Would you write out the listing verbatim and skip every picture in it?

------------------------------------

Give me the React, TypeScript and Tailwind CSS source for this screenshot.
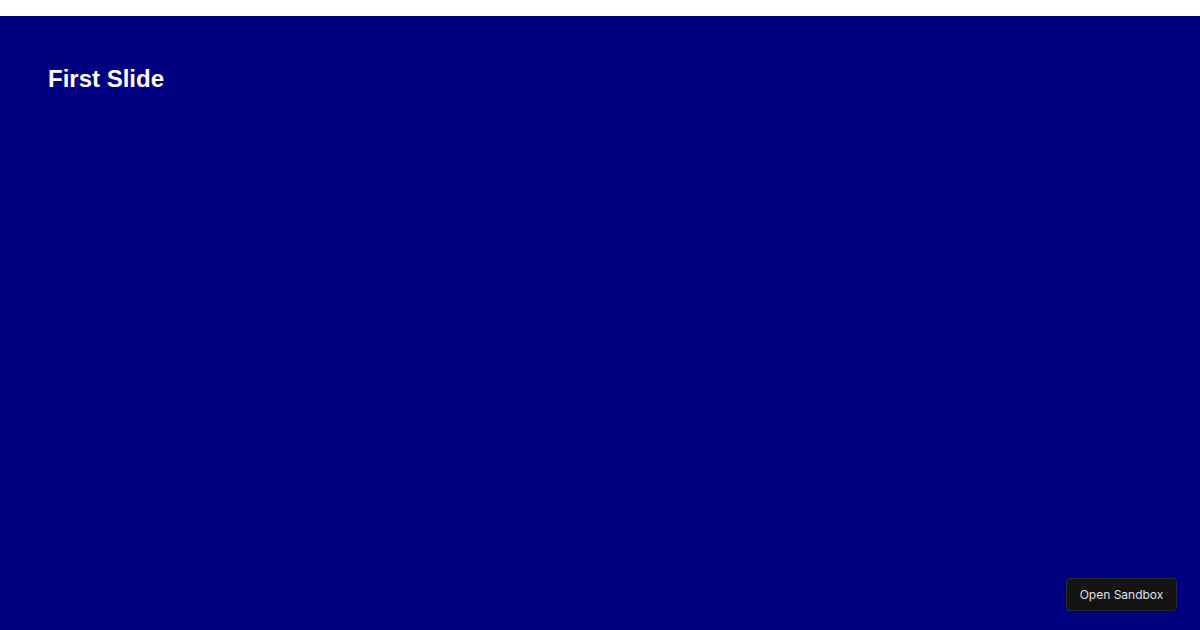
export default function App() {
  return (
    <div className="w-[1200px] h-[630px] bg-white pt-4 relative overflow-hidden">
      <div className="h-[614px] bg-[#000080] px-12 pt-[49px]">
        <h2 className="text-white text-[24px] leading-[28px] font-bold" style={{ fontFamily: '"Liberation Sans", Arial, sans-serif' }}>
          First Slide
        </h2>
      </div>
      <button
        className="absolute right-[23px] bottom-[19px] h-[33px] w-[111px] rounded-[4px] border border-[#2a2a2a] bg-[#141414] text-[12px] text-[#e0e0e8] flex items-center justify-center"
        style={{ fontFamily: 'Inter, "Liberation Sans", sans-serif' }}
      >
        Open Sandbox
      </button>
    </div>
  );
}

------------------------------------

• [Task response]
Give me the React, TypeScript and Tailwind CSS source for this screenshot.
export default function App() {
  return (
    <div className="w-[1200px] h-[630px] bg-white pt-4 relative overflow-hidden">
      <div className="h-[614px] bg-[#000080] px-12 pt-[49px]">
        <h2 className="text-white text-[24px] leading-[28px] font-bold" style={{ fontFamily: '"Liberation Sans", Arial, sans-serif' }}>
          First Slide
        </h2>
      </div>
      <button
        className="absolute right-[23px] bottom-[19px] h-[33px] w-[111px] rounded-[4px] border border-[#2a2a2a] bg-[#141414] text-[12px] text-[#e0e0e8] flex items-center justify-center"
        style={{ fontFamily: 'Inter, "Liberation Sans", sans-serif' }}
      >
        Open Sandbox
      </button>
    </div>
  );
}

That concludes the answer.